Skip the pictures. Set down, word for word, the lines from the start of the material up to and including the line with "базы данных (БД)</h2>".

-*-

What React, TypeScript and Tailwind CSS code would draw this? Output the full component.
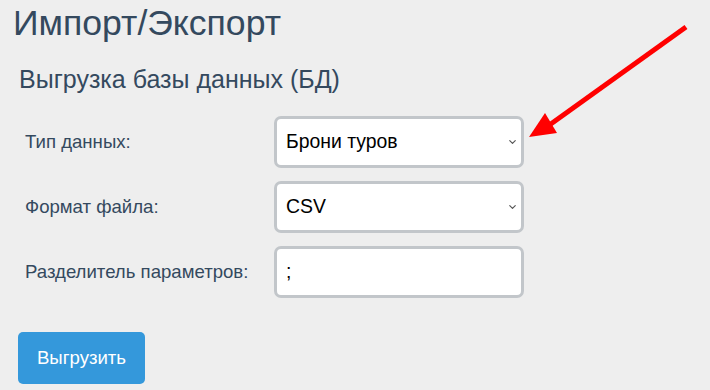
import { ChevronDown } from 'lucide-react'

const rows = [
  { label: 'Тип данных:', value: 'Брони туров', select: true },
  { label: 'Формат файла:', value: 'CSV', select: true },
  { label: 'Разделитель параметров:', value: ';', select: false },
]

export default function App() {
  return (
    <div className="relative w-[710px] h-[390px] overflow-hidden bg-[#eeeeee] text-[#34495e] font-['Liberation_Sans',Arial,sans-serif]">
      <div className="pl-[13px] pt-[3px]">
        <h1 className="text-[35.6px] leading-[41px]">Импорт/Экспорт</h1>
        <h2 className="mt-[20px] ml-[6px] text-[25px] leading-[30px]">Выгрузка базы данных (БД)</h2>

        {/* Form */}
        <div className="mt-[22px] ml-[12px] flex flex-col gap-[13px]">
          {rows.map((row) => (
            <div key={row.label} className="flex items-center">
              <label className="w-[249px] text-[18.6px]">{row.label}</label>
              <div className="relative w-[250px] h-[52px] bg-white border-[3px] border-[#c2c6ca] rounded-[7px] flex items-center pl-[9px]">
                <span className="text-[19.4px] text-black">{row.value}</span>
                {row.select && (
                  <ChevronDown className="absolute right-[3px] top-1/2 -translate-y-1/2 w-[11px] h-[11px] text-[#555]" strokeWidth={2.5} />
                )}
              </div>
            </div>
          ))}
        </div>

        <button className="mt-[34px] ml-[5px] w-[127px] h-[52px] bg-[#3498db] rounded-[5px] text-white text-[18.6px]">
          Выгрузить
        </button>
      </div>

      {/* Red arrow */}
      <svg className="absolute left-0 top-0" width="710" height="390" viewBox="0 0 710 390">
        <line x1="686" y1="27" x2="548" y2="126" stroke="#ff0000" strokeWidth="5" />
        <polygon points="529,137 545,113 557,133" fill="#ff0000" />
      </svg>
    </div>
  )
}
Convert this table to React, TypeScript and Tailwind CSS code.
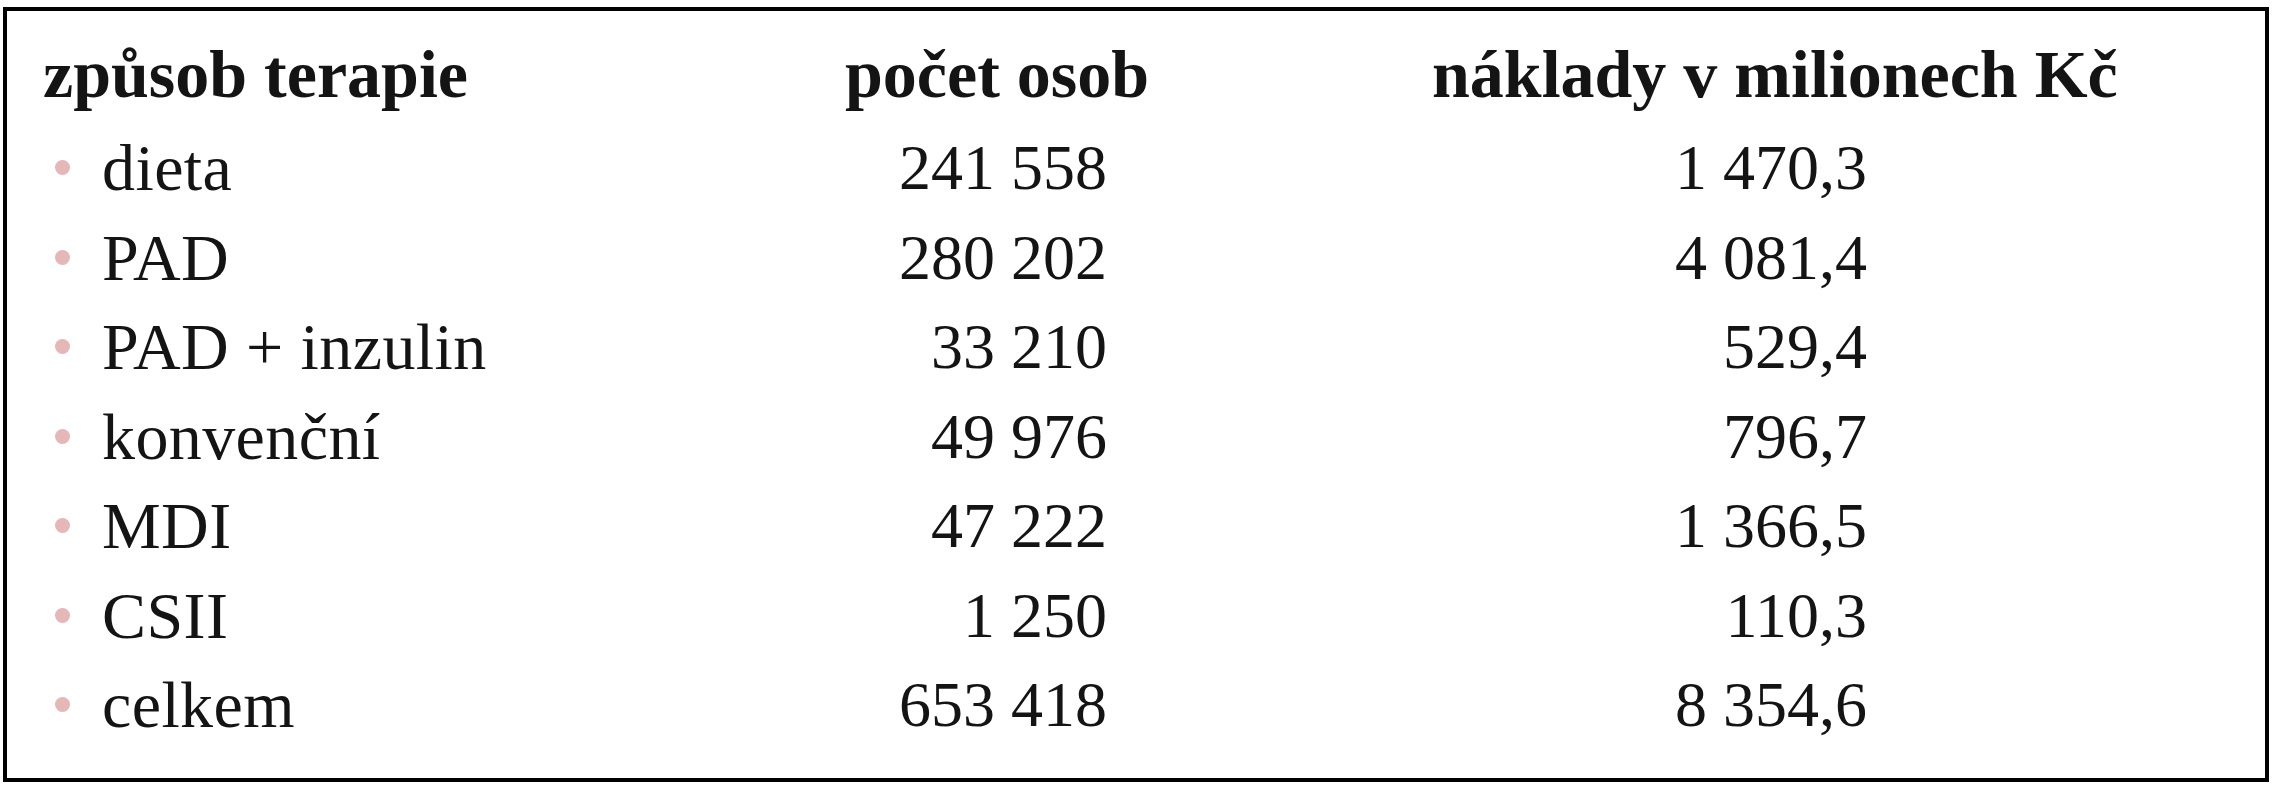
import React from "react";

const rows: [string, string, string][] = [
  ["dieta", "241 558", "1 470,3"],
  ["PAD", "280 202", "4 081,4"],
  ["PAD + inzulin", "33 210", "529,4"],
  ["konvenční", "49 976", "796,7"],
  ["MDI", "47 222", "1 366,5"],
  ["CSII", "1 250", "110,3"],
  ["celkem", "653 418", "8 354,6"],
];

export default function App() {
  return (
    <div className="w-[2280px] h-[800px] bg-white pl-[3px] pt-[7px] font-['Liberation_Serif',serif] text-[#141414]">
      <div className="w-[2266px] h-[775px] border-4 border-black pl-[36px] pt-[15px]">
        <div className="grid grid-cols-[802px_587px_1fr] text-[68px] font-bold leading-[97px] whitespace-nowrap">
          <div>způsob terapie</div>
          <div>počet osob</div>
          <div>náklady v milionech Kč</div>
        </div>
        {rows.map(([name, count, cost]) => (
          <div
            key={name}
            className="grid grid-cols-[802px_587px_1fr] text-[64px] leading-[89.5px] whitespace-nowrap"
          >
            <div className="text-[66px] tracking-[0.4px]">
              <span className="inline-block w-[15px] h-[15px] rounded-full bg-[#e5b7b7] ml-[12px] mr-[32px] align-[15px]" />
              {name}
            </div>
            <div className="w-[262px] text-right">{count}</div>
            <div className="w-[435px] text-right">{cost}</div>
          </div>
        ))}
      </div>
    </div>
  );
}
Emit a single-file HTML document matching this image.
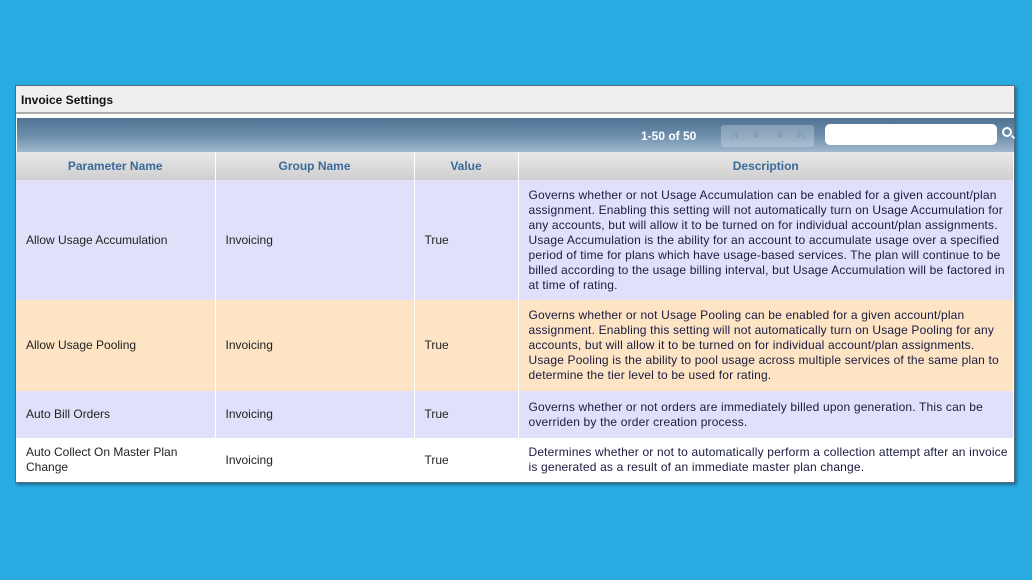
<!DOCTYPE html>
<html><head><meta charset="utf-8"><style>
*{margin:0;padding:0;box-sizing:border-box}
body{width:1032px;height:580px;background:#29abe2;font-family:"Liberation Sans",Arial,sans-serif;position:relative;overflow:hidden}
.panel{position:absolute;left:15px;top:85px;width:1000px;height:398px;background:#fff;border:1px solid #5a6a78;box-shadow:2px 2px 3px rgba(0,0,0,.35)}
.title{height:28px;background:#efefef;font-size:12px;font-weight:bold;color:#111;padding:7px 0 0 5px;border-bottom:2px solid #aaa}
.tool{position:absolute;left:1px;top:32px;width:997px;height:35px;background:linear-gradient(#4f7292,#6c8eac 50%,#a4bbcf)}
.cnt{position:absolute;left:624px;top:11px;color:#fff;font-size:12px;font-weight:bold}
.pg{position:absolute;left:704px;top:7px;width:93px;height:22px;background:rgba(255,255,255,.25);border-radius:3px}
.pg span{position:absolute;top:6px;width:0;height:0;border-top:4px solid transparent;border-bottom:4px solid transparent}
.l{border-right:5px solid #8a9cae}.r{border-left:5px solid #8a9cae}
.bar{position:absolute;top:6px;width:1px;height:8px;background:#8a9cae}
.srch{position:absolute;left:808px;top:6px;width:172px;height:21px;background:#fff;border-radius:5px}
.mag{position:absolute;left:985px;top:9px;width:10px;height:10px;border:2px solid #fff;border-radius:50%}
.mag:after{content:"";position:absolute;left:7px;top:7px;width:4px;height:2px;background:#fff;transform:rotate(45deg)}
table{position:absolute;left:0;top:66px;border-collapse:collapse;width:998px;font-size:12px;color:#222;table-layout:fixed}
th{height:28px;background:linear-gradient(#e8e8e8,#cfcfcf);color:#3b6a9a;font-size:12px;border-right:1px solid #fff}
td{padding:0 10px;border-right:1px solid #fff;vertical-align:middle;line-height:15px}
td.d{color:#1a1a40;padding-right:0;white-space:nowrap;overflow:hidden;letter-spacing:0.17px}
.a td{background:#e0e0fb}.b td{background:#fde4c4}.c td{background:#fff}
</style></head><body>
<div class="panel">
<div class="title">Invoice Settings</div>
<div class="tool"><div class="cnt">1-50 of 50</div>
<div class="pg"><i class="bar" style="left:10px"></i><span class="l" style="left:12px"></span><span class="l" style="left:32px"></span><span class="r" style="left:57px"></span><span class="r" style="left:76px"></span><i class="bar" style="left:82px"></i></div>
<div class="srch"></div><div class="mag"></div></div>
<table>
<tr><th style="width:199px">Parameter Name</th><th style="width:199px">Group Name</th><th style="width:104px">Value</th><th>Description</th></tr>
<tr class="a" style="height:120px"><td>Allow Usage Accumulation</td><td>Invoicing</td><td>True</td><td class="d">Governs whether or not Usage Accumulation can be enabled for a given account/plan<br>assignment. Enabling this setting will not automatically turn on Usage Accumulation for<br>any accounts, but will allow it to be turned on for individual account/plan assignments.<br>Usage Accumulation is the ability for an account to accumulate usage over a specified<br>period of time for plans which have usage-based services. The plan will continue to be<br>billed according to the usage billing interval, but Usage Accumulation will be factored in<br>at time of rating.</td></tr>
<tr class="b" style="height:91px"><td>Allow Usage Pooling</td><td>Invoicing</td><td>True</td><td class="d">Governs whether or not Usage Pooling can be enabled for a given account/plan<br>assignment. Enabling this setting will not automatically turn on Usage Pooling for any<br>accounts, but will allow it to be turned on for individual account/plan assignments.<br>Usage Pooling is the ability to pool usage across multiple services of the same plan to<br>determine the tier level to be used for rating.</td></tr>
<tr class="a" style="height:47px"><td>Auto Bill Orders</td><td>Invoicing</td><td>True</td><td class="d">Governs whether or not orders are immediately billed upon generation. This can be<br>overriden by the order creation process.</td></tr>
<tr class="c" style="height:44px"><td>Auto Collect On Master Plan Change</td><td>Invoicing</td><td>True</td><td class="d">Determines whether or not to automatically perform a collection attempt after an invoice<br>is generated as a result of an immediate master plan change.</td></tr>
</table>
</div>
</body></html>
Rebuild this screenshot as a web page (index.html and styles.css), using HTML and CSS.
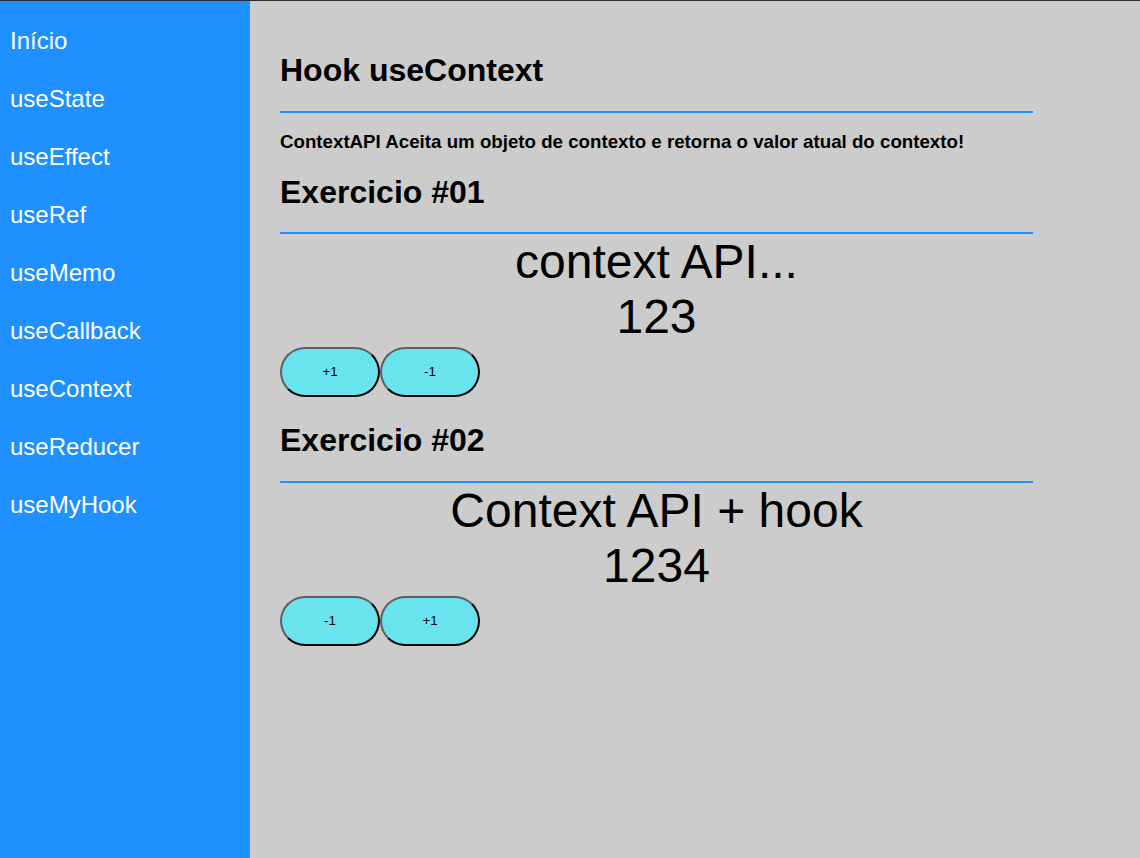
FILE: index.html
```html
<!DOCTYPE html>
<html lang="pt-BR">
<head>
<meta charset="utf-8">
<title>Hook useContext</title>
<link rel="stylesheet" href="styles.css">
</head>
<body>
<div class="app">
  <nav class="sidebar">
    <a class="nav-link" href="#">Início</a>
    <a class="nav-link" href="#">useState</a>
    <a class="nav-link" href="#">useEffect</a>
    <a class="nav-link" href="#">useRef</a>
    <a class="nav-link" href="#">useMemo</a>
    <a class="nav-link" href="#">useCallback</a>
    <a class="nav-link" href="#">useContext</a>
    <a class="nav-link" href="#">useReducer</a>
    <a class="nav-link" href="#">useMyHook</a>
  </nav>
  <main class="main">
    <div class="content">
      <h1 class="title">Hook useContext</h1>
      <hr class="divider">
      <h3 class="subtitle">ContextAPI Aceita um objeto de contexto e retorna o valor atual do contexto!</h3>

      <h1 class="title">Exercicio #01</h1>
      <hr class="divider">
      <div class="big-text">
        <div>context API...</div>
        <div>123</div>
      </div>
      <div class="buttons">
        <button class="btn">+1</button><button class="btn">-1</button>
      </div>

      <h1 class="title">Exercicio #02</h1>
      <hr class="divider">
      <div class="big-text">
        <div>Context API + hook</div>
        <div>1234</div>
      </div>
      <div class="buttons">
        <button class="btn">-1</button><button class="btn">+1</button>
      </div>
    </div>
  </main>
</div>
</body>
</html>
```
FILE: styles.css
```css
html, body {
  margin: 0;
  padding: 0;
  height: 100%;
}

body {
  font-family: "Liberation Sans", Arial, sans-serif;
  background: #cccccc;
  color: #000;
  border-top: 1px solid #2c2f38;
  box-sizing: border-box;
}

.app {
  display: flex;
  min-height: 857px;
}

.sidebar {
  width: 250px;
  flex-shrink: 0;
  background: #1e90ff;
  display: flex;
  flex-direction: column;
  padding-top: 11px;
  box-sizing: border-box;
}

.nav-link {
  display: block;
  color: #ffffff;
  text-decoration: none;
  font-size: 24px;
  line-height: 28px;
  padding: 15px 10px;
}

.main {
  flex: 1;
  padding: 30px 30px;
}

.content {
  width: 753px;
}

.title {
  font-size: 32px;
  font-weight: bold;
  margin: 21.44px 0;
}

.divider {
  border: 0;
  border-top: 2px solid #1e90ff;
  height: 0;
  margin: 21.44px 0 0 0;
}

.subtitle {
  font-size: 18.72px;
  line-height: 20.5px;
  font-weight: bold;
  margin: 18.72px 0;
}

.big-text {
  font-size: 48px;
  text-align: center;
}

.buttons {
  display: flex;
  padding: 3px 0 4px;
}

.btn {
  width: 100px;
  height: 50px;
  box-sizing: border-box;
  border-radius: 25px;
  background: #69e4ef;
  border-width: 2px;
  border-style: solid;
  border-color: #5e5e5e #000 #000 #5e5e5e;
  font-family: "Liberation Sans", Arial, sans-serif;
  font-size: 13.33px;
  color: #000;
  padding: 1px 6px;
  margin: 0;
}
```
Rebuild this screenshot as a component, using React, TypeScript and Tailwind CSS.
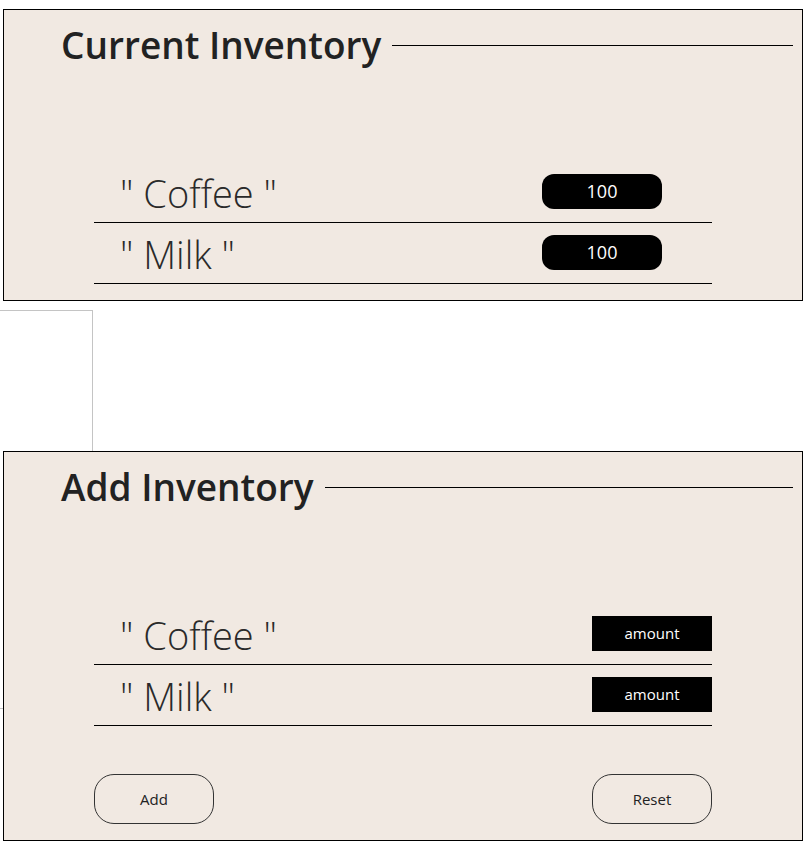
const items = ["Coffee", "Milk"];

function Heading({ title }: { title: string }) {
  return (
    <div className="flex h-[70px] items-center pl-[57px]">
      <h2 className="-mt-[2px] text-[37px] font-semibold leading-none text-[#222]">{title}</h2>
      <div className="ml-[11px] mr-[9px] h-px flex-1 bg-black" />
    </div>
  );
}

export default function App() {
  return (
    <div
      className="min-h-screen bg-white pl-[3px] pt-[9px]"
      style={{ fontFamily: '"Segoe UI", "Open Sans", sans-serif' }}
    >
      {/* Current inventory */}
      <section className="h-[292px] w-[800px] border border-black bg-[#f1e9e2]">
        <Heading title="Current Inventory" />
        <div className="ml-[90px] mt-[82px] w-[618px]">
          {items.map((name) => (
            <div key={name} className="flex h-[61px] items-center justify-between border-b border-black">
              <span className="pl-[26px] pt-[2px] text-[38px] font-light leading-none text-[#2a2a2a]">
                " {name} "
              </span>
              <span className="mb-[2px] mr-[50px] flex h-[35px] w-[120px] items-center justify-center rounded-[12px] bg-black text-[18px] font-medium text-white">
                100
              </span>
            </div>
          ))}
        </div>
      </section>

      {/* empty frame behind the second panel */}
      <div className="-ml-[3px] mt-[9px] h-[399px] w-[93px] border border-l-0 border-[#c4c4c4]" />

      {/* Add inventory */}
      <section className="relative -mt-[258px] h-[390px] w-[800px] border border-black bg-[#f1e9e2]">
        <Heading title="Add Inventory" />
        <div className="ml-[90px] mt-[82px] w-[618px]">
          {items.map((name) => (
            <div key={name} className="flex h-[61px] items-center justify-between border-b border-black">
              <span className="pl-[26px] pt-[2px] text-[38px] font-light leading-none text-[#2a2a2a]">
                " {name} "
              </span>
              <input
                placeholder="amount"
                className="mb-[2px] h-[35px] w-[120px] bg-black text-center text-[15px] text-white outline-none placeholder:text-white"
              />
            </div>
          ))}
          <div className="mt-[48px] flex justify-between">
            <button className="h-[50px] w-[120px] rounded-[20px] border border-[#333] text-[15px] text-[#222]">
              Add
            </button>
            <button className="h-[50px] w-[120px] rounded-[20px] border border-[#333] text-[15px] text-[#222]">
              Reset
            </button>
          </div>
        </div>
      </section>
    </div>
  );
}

-*-

▸ **RESPONSE TO THE EXERCISE**
What React, TypeScript and Tailwind CSS code would draw this? Output the full component.
import { ChevronDown } from 'lucide-react'

const rows = [
  { label: 'Тип данных:', value: 'Брони туров', select: true },
  { label: 'Формат файла:', value: 'CSV', select: true },
  { label: 'Разделитель параметров:', value: ';', select: false },
]

export default function App() {
  return (
    <div className="relative w-[710px] h-[390px] overflow-hidden bg-[#eeeeee] text-[#34495e] font-['Liberation_Sans',Arial,sans-serif]">
      <div className="pl-[13px] pt-[3px]">
        <h1 className="text-[35.6px] leading-[41px]">Импорт/Экспорт</h1>
        <h2 className="mt-[20px] ml-[6px] text-[25px] leading-[30px]">Выгрузка базы данных (БД)</h2>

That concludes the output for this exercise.